GoatsThe Boer Breed

The development of the Boer goat in the early 1900s can be traced to the Dutch farmers of South Africa. Boer is in fact a Dutch word meaning "farmer". With a tendency to wander afield (ours have ended up 4 miles NW at the turbine farm resulting in a 6 a.m. call from the Sheriff), they aren't the easiest animals to maintain, but with exceptional quality and flavor setting the selection criteria, we find them to be worth the effort. 

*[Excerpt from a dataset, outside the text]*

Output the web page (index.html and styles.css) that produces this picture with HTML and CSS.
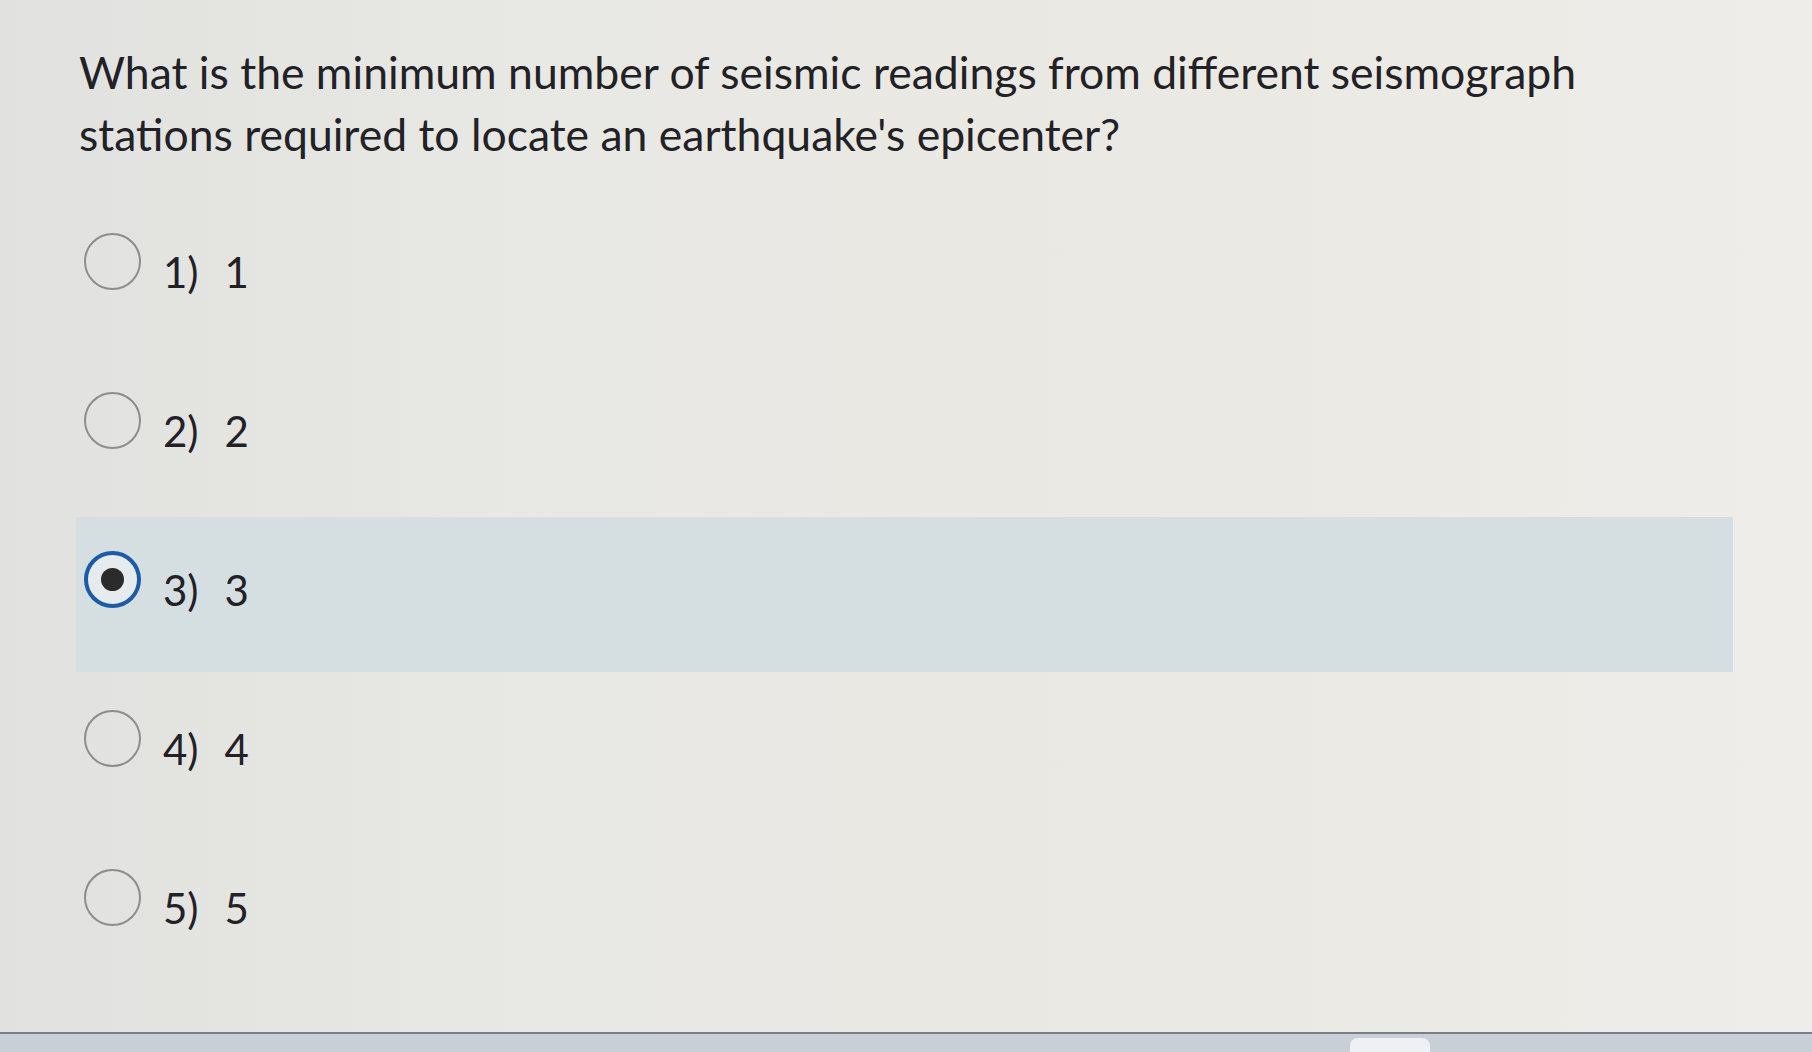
FILE: index.html
```html
<!DOCTYPE html>
<html lang="en">
<head>
<meta charset="utf-8">
<title>Question</title>
<link rel="stylesheet" href="styles.css">
</head>
<body>
<div class="screen">
  <main class="content">
    <p class="question">What is the minimum number of seismic readings from different seismograph stations required to locate an earthquake's epicenter?</p>
    <ul class="options">
      <li class="option">
        <span class="radio"></span>
        <span class="label"><span class="num">1)</span><span class="val">1</span></span>
      </li>
      <li class="option">
        <span class="radio"></span>
        <span class="label"><span class="num">2)</span><span class="val">2</span></span>
      </li>
      <li class="option selected">
        <span class="radio checked"><span class="dot"></span></span>
        <span class="label"><span class="num">3)</span><span class="val">3</span></span>
      </li>
      <li class="option">
        <span class="radio"></span>
        <span class="label"><span class="num">4)</span><span class="val">4</span></span>
      </li>
      <li class="option">
        <span class="radio"></span>
        <span class="label"><span class="num">5)</span><span class="val">5</span></span>
      </li>
    </ul>
  </main>
  <footer class="footer">
    <span class="footer-btn"></span>
  </footer>
</div>
</body>
</html>
```
FILE: styles.css
```css
html, body {
  margin: 0;
  padding: 0;
  height: 100%;
  overflow: hidden;
}

body {
  font-family: Lato, "Open Sans", "Liberation Sans", sans-serif;
  color: #222126;
  background: linear-gradient(90deg, #e1e2df 0%, #e8e8e4 30%, #ebe9e3 70%, #eeede9 100%);
}

.screen {
  height: 100%;
  display: flex;
  flex-direction: column;
}

.content {
  flex: 1;
  padding: 41px 79px 0 76px;
}

.question {
  margin: 0 0 34px 3px;
  font-size: 44.5px;
  line-height: 62px;
  max-width: 1560px;
}

.options {
  list-style: none;
  margin: 0;
  padding: 0;
}

.option {
  height: 155px;
  margin-bottom: 4px;
  box-sizing: border-box;
  padding: 34px 0 0 8px;
  display: flex;
  align-items: flex-start;
}

.option.selected {
  background: #d5dfe2;
}

.radio {
  width: 57px;
  height: 57px;
  box-sizing: border-box;
  border-radius: 50%;
  border: 2px solid #8d8c8e;
  flex: none;
  display: flex;
  align-items: center;
  justify-content: center;
}

.radio.checked {
  border: 4px solid #1e5ba6;
  background: #e6ecee;
}

.dot {
  width: 23px;
  height: 23px;
  border-radius: 50%;
  background: #2b2b2c;
}

.label {
  margin: 14px 0 0 22px;
  font-size: 42px;
  line-height: 50px;
  display: flex;
}

.val {
  margin-left: 26px;
}

.footer {
  height: 18px;
  flex: none;
  border-top: 2px solid #7b7e86;
  background: #c9cfd7;
  position: relative;
  overflow: hidden;
}

.footer-btn {
  position: absolute;
  left: 1350px;
  top: 4px;
  width: 80px;
  height: 30px;
  border-radius: 8px;
  background: #eef0f3;
}
```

It's unfortunate though, that so many of our customers in Eastern Washington and the greater Seattle area haven't tasted goat, or have tasted some that wasn't cooked properly and consequently swore off the protien forever. Goat, however underappreciated in the United States, is the most widely cosumed red meat in the world by approximatly 63% of the worlds population.  When cooked properly to tender perfection it has a wonderfully balanced sweet and savory profile with rich, meaty flavor, which is probably why it is quickly gaining traction in upscale restaurants as a new, darling avant-garde dish. It's also one of the leanest meats available, making it a great choice for the health conscious carnivore.  

The American Boer Goat Association has some interesting information.

How We Sell

Our goat is available by the whole or half. Each package will includes a variety of chops, ribs, steaks, ground and stew meats. Orders may be customized; if you need help customizing your order, we recommend the cut guide at The American Lamb site, as lamb cuts are identical to goat cuts. All our animals are sold by the live weight where you will receive approximately 50% of it as hanging weight; the actual meat you receive will be less due to the cutting away of the bones and fat. We are able to provide you with the average weight of a goat for estimating purposes, but each animal is different, so your meat may be a little bigger or a little smaller, and your final price will reflect this. Calculated into the purchase price is the butchering fee, which you will pay directly to the butcher. Once your meat is ready, it can be picked up at the ranch or our affiliated office in Bellevue. We make it super easy to get clean, quality meats free of hormones, stimulants, antibiotics and ionophores.

Consistent with all offerings, our animals are never fed nor given antibiotics, growth hormones, steroids, stimulants or ionophores and our fields do not receive herbicides or pesticides bringing you a healthier product and a sustainable ranching operation. Our ranch has the very difficult to attain WSDA Organic Certification on its pastures with the animals subsequently born on the ranch being WSDA Certified Organic as well.

Terminology: There are some incorrectly used terms when asking for pastured goat. “Free range” is a term used primarily in the egg industry indicating a certain degree of non-confinement. The degree of confinement is the question which can vary a great deal. Our goats and sheep are not equal in their level of confinement we provide. Our sheep generally stay in the vicinity of our ranch so they for the most part are free range animals except for spring birthing when we want them around to assist if needed. Our goats however have had their free range ticket jerked after numerous phone calls from neighbors and our local sheriff on a first name basis asking if we were missing goats. They definitely have a tendency to wander and are now confined to a 35 acre field. Goats provide a disproportionate amount of overseeing but are a hoot to watch with their lively entertainment. They have shelters which they can retreat to in order to escape adverse weather. “Natural” is a term typically meaning farming and ranching using no chemical or manufactured products including synthetics and is a couple notches below our WSDA Certified Organic designation. The best way to see how freely ranging our animals are is to come for a visit which we strongly encourage. Other goat terms: Billy/Buck: an intact male goat, Buckling: young male goat, Dam: mother goat, Disbudding: burning the horn buds so horns do not grow-we do not do this, Doe: female goat, Doeling: young female goat, Kid: baby goat and same term means to give birth, Wether: castrated male.